*What to work on*: Write out each line of the listing as it stands, without the images.

*Source data*:
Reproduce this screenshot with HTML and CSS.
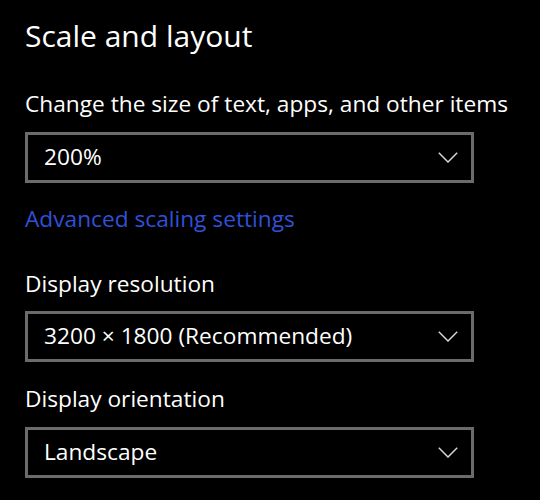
FILE: index.html
```html
<!DOCTYPE html>
<html lang="en">
<head>
<meta charset="utf-8">
<title>Scale and layout</title>
<link rel="stylesheet" href="styles.css">
</head>
<body>
<main class="panel">
  <h1 class="title">Scale and layout</h1>
  <div class="label label-first">Change the size of text, apps, and other items</div>
  <div class="select select-first">
    <span class="select-value">200%</span>
    <svg class="chevron" viewBox="0 0 20 11" width="20" height="11" aria-hidden="true"><polyline points="0.8,0.8 10,10 19.2,0.8" fill="none" stroke="#d4d4d4" stroke-width="1.5"/></svg>
  </div>
  <a class="link" href="#">Advanced scaling settings</a>
  <div class="label label-res">Display resolution</div>
  <div class="select select-res">
    <span class="select-value">3200 × 1800 (Recommended)</span>
    <svg class="chevron" viewBox="0 0 20 11" width="20" height="11" aria-hidden="true"><polyline points="0.8,0.8 10,10 19.2,0.8" fill="none" stroke="#d4d4d4" stroke-width="1.5"/></svg>
  </div>
  <div class="label label-orient">Display orientation</div>
  <div class="select select-orient">
    <span class="select-value">Landscape</span>
    <svg class="chevron" viewBox="0 0 20 11" width="20" height="11" aria-hidden="true"><polyline points="0.8,0.8 10,10 19.2,0.8" fill="none" stroke="#d4d4d4" stroke-width="1.5"/></svg>
  </div>
</main>
</body>
</html>
```

FILE: styles.css
```css
html, body {
  margin: 0;
  padding: 0;
  background: #000;
}

body {
  width: 540px;
  height: 500px;
  overflow: hidden;
  color: #fff;
  font-family: "Open Sans", "Noto Sans", sans-serif;
}

.panel {
  display: flex;
  flex-direction: column;
  align-items: flex-start;
  padding: 15.5px 0 0 25px;
}

.title {
  margin: 0;
  font-size: 30px;
  font-weight: 400;
  line-height: 40px;
}

.label {
  font-size: 22.7px;
  line-height: 30px;
}

.label-first {
  margin-top: 33.8px;
}

.label-res {
  margin-top: 35px;
}

.label-orient {
  margin-top: 22.5px;
}

.select {
  box-sizing: border-box;
  width: 449px;
  height: 51px;
  border: 3px solid #6b6b6b;
  display: flex;
  align-items: center;
  justify-content: space-between;
  padding: 0 13px 0 16px;
  font-size: 22.7px;
}

.select-value {
  line-height: 43px;
  padding-bottom: 2px;
}

.select-first {
  margin-top: 12.5px;
}

.select-res {
  margin-top: 11.5px;
}

.select-orient {
  margin-top: 12.5px;
}

.chevron {
  display: block;
}

.link {
  margin-top: 21.5px;
  font-size: 22.7px;
  line-height: 30px;
  color: #2f50d8;
  text-decoration: none;
}
```
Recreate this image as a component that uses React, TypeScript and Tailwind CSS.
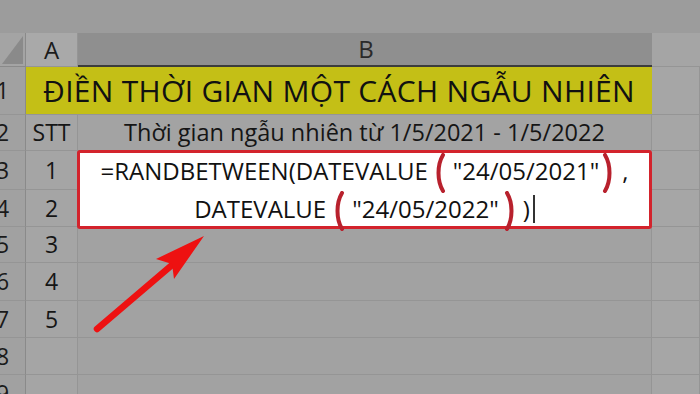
import React from "react";

const font = { fontFamily: '"Open Sans", "Noto Sans", sans-serif' };

function RedParen({ flip = false }: { flip?: boolean }) {
  return (
    <svg
      width="14"
      height="40"
      viewBox="0 0 14 40"
      className="inline-block align-middle -my-[10px] shrink-0"
    >
      <path
        d={flip ? "M4 2 C 10 12, 10 28, 4 38" : "M10 2 C 4 12, 4 28, 10 38"}
        fill="none"
        stroke="#b8212d"
        strokeWidth="4"
        strokeLinecap="round"
      />
    </svg>
  );
}

const line = "border-r border-b border-[#959595]";

function RowHead({ n }: { n: string }) {
  return (
    <div className={`${line} bg-[#a1a1a1] flex items-center overflow-hidden border-r-[#8a8a8a]`}>
      <span className="-ml-[4px] text-[23px] leading-none text-[#1a1a1a]">{n}</span>
    </div>
  );
}

function ACell({ t }: { t?: string }) {
  return (
    <div className={`${line} bg-[#a5a5a5] flex items-center justify-center`}>
      <span className="text-[23px] leading-none text-[#151515]">{t}</span>
    </div>
  );
}

function Empty({ right = false }: { right?: boolean }) {
  return <div className={`${line} ${right ? "bg-[#a6a6a6]" : "bg-[#a2a2a2]"}`} />;
}

export default function App() {
  return (
    <div className="relative w-[700px] h-[394px] overflow-hidden bg-[#a2a2a2]" style={font}>
      <div className="grid grid-cols-[26px_52px_574px_1fr] grid-rows-[33px_34px_48px_36px_39px_37px_36px_38px_37px_37px_37px]">
        {/* top band */}
        <div className="col-span-4 bg-[#9c9c9c]" />

        {/* column headers */}
        <div className="relative bg-[#a4a4a4] border-r border-b border-[#8a8a8a]">
          <svg width="26" height="34" viewBox="0 0 26 34" className="absolute inset-0">
            <polygon points="23,3 23,31 2,31" fill="#8a8a8a" />
          </svg>
        </div>
        <div className="bg-[#a9a9a9] border-r border-b border-[#959595] flex items-center justify-center">
          <span className="text-[24px] leading-none text-[#1b1b1b]">A</span>
        </div>
        <div className="bg-[#8f8f8f] border-b-2 border-[#3c3c3c] flex items-center justify-center">
          <span className="text-[24px] leading-none text-[#2a2a2a] pl-[2px]">B</span>
        </div>
        <div className="bg-[#a5a5a5] border-b border-[#959595]" />

        {/* row 1 */}
        <RowHead n="1" />
        <div className="col-span-2 bg-[#c4bf16] border-b border-[#959595] flex items-center justify-center">
          <span className="text-[30px] leading-none text-[#111] tracking-[0.3px]">
            ĐIỀN THỜI GIAN MỘT CÁCH NGẪU NHIÊN
          </span>
        </div>
        <Empty right />

        {/* row 2 */}
        <RowHead n="2" />
        <ACell t="STT" />
        <div className={`${line} bg-[#a3a3a3] flex items-center justify-center`}>
          <span className="text-[23.5px] leading-none text-[#151515]">
            Thời gian ngẫu nhiên từ 1/5/2021 - 1/5/2022
          </span>
        </div>
        <Empty right />

        {/* row 3 */}
        <RowHead n="3" />
        <ACell t="1" />
        <div className="row-span-2 -ml-[1px] -mt-[1px] -mb-[2px] relative z-10 bg-white border-[3px] border-[#d3232c] rounded-[3px] flex flex-col items-center justify-center text-[24px] leading-[38px] text-[#111]">
          <div className="whitespace-nowrap flex items-center">
            <span>=RANDBETWEEN(DATEVALUE</span>
            <span className="ml-[5px]"><RedParen /></span>
            <span className="ml-[6px]">"24/05/2021"</span>
            <span className="ml-[2px]"><RedParen flip /></span>
            <span className="ml-[7px]">,</span>
          </div>
          <div className="whitespace-nowrap flex items-center">
            <span>DATEVALUE</span>
            <span className="ml-[6px]"><RedParen /></span>
            <span className="ml-[6px]">"24/05/2022"</span>
            <span className="ml-[4px]"><RedParen flip /></span>
            <span className="ml-[6px]">)</span>
            <span className="ml-[3px] inline-block w-[2px] h-[28px] bg-[#333]" />
          </div>
        </div>
        <Empty right />

        {/* row 4 */}
        <RowHead n="4" />
        <ACell t="2" />
        <Empty right />

        {/* rows 5-9 */}
        <RowHead n="5" />
        <ACell t="3" />
        <Empty />
        <Empty right />

        <RowHead n="6" />
        <ACell t="4" />
        <Empty />
        <Empty right />

        <RowHead n="7" />
        <ACell t="5" />
        <Empty />
        <Empty right />

        <RowHead n="8" />
        <ACell />
        <Empty />
        <Empty right />

        <RowHead n="9" />
        <ACell />
        <Empty />
        <Empty right />
      </div>

      {/* red arrow */}
      <svg
        width="700"
        height="394"
        viewBox="0 0 700 394"
        className="absolute inset-0 pointer-events-none z-20"
      >
        <line x1="97" y1="329" x2="172" y2="265" stroke="#ee1111" strokeWidth="6.5" strokeLinecap="round" />
        <polygon points="204,236 174,279 172,264 156,259" fill="#ee1111" />
      </svg>
    </div>
  );
}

*Written response*:
Reproduce this screenshot with HTML and CSS.
FILE: index.html
```html
<!DOCTYPE html>
<html lang="en">
<head>
<meta charset="utf-8">
<title>Scale and layout</title>
<link rel="stylesheet" href="styles.css">
</head>
<body>
<main class="panel">
  <h1 class="title">Scale and layout</h1>
  <div class="label label-first">Change the size of text, apps, and other items</div>
  <div class="select select-first">
    <span class="select-value">200%</span>
    <svg class="chevron" viewBox="0 0 20 11" width="20" height="11" aria-hidden="true"><polyline points="0.8,0.8 10,10 19.2,0.8" fill="none" stroke="#d4d4d4" stroke-width="1.5"/></svg>
  </div>
  <a class="link" href="#">Advanced scaling settings</a>
  <div class="label label-res">Display resolution</div>
  <div class="select select-res">
    <span class="select-value">3200 × 1800 (Recommended)</span>
    <svg class="chevron" viewBox="0 0 20 11" width="20" height="11" aria-hidden="true"><polyline points="0.8,0.8 10,10 19.2,0.8" fill="none" stroke="#d4d4d4" stroke-width="1.5"/></svg>
  </div>
  <div class="label label-orient">Display orientation</div>
  <div class="select select-orient">
    <span class="select-value">Landscape</span>
    <svg class="chevron" viewBox="0 0 20 11" width="20" height="11" aria-hidden="true"><polyline points="0.8,0.8 10,10 19.2,0.8" fill="none" stroke="#d4d4d4" stroke-width="1.5"/></svg>
  </div>
</main>
</body>
</html>
```

FILE: styles.css
```css
html, body {
  margin: 0;
  padding: 0;
  background: #000;
}

body {
  width: 540px;
  height: 500px;
  overflow: hidden;
  color: #fff;
  font-family: "Open Sans", "Noto Sans", sans-serif;
}

.panel {
  display: flex;
  flex-direction: column;
  align-items: flex-start;
  padding: 15.5px 0 0 25px;
}

.title {
  margin: 0;
  font-size: 30px;
  font-weight: 400;
  line-height: 40px;
}

.label {
  font-size: 22.7px;
  line-height: 30px;
}

.label-first {
  margin-top: 33.8px;
}

.label-res {
  margin-top: 35px;
}

.label-orient {
  margin-top: 22.5px;
}

.select {
  box-sizing: border-box;
  width: 449px;
  height: 51px;
  border: 3px solid #6b6b6b;
  display: flex;
  align-items: center;
  justify-content: space-between;
  padding: 0 13px 0 16px;
  font-size: 22.7px;
}

.select-value {
  line-height: 43px;
  padding-bottom: 2px;
}

.select-first {
  margin-top: 12.5px;
}

.select-res {
  margin-top: 11.5px;
}

.select-orient {
  margin-top: 12.5px;
}

.chevron {
  display: block;
}

.link {
  margin-top: 21.5px;
  font-size: 22.7px;
  line-height: 30px;
  color: #2f50d8;
  text-decoration: none;
}
```
Recreate this image as a component that uses React, TypeScript and Tailwind CSS.
import React from "react";

const font = { fontFamily: '"Open Sans", "Noto Sans", sans-serif' };

function RedParen({ flip = false }: { flip?: boolean }) {
  return (
    <svg
      width="14"
      height="40"
      viewBox="0 0 14 40"
      className="inline-block align-middle -my-[10px] shrink-0"
    >
      <path
        d={flip ? "M4 2 C 10 12, 10 28, 4 38" : "M10 2 C 4 12, 4 28, 10 38"}
        fill="none"
        stroke="#b8212d"
        strokeWidth="4"
        strokeLinecap="round"
      />
    </svg>
  );
}

const line = "border-r border-b border-[#959595]";

function RowHead({ n }: { n: string }) {
  return (
    <div className={`${line} bg-[#a1a1a1] flex items-center overflow-hidden border-r-[#8a8a8a]`}>
      <span className="-ml-[4px] text-[23px] leading-none text-[#1a1a1a]">{n}</span>
    </div>
  );
}

function ACell({ t }: { t?: string }) {
  return (
    <div className={`${line} bg-[#a5a5a5] flex items-center justify-center`}>
      <span className="text-[23px] leading-none text-[#151515]">{t}</span>
    </div>
  );
}

function Empty({ right = false }: { right?: boolean }) {
  return <div className={`${line} ${right ? "bg-[#a6a6a6]" : "bg-[#a2a2a2]"}`} />;
}

export default function App() {
  return (
    <div className="relative w-[700px] h-[394px] overflow-hidden bg-[#a2a2a2]" style={font}>
      <div className="grid grid-cols-[26px_52px_574px_1fr] grid-rows-[33px_34px_48px_36px_39px_37px_36px_38px_37px_37px_37px]">
        {/* top band */}
        <div className="col-span-4 bg-[#9c9c9c]" />

        {/* column headers */}
        <div className="relative bg-[#a4a4a4] border-r border-b border-[#8a8a8a]">
          <svg width="26" height="34" viewBox="0 0 26 34" className="absolute inset-0">
            <polygon points="23,3 23,31 2,31" fill="#8a8a8a" />
          </svg>
        </div>
        <div className="bg-[#a9a9a9] border-r border-b border-[#959595] flex items-center justify-center">
          <span className="text-[24px] leading-none text-[#1b1b1b]">A</span>
        </div>
        <div className="bg-[#8f8f8f] border-b-2 border-[#3c3c3c] flex items-center justify-center">
          <span className="text-[24px] leading-none text-[#2a2a2a] pl-[2px]">B</span>
        </div>
        <div className="bg-[#a5a5a5] border-b border-[#959595]" />

        {/* row 1 */}
        <RowHead n="1" />
        <div className="col-span-2 bg-[#c4bf16] border-b border-[#959595] flex items-center justify-center">
          <span className="text-[30px] leading-none text-[#111] tracking-[0.3px]">
            ĐIỀN THỜI GIAN MỘT CÁCH NGẪU NHIÊN
          </span>
        </div>
        <Empty right />

        {/* row 2 */}
        <RowHead n="2" />
        <ACell t="STT" />
        <div className={`${line} bg-[#a3a3a3] flex items-center justify-center`}>
          <span className="text-[23.5px] leading-none text-[#151515]">
            Thời gian ngẫu nhiên từ 1/5/2021 - 1/5/2022
          </span>
        </div>
        <Empty right />

        {/* row 3 */}
        <RowHead n="3" />
        <ACell t="1" />
        <div className="row-span-2 -ml-[1px] -mt-[1px] -mb-[2px] relative z-10 bg-white border-[3px] border-[#d3232c] rounded-[3px] flex flex-col items-center justify-center text-[24px] leading-[38px] text-[#111]">
          <div className="whitespace-nowrap flex items-center">
            <span>=RANDBETWEEN(DATEVALUE</span>
            <span className="ml-[5px]"><RedParen /></span>
            <span className="ml-[6px]">"24/05/2021"</span>
            <span className="ml-[2px]"><RedParen flip /></span>
            <span className="ml-[7px]">,</span>
          </div>
          <div className="whitespace-nowrap flex items-center">
            <span>DATEVALUE</span>
            <span className="ml-[6px]"><RedParen /></span>
            <span className="ml-[6px]">"24/05/2022"</span>
            <span className="ml-[4px]"><RedParen flip /></span>
            <span className="ml-[6px]">)</span>
            <span className="ml-[3px] inline-block w-[2px] h-[28px] bg-[#333]" />
          </div>
        </div>
        <Empty right />

        {/* row 4 */}
        <RowHead n="4" />
        <ACell t="2" />
        <Empty right />

        {/* rows 5-9 */}
        <RowHead n="5" />
        <ACell t="3" />
        <Empty />
        <Empty right />

        <RowHead n="6" />
        <ACell t="4" />
        <Empty />
        <Empty right />

        <RowHead n="7" />
        <ACell t="5" />
        <Empty />
        <Empty right />

        <RowHead n="8" />
        <ACell />
        <Empty />
        <Empty right />

        <RowHead n="9" />
        <ACell />
        <Empty />
        <Empty right />
      </div>

      {/* red arrow */}
      <svg
        width="700"
        height="394"
        viewBox="0 0 700 394"
        className="absolute inset-0 pointer-events-none z-20"
      >
        <line x1="97" y1="329" x2="172" y2="265" stroke="#ee1111" strokeWidth="6.5" strokeLinecap="round" />
        <polygon points="204,236 174,279 172,264 156,259" fill="#ee1111" />
      </svg>
    </div>
  );
}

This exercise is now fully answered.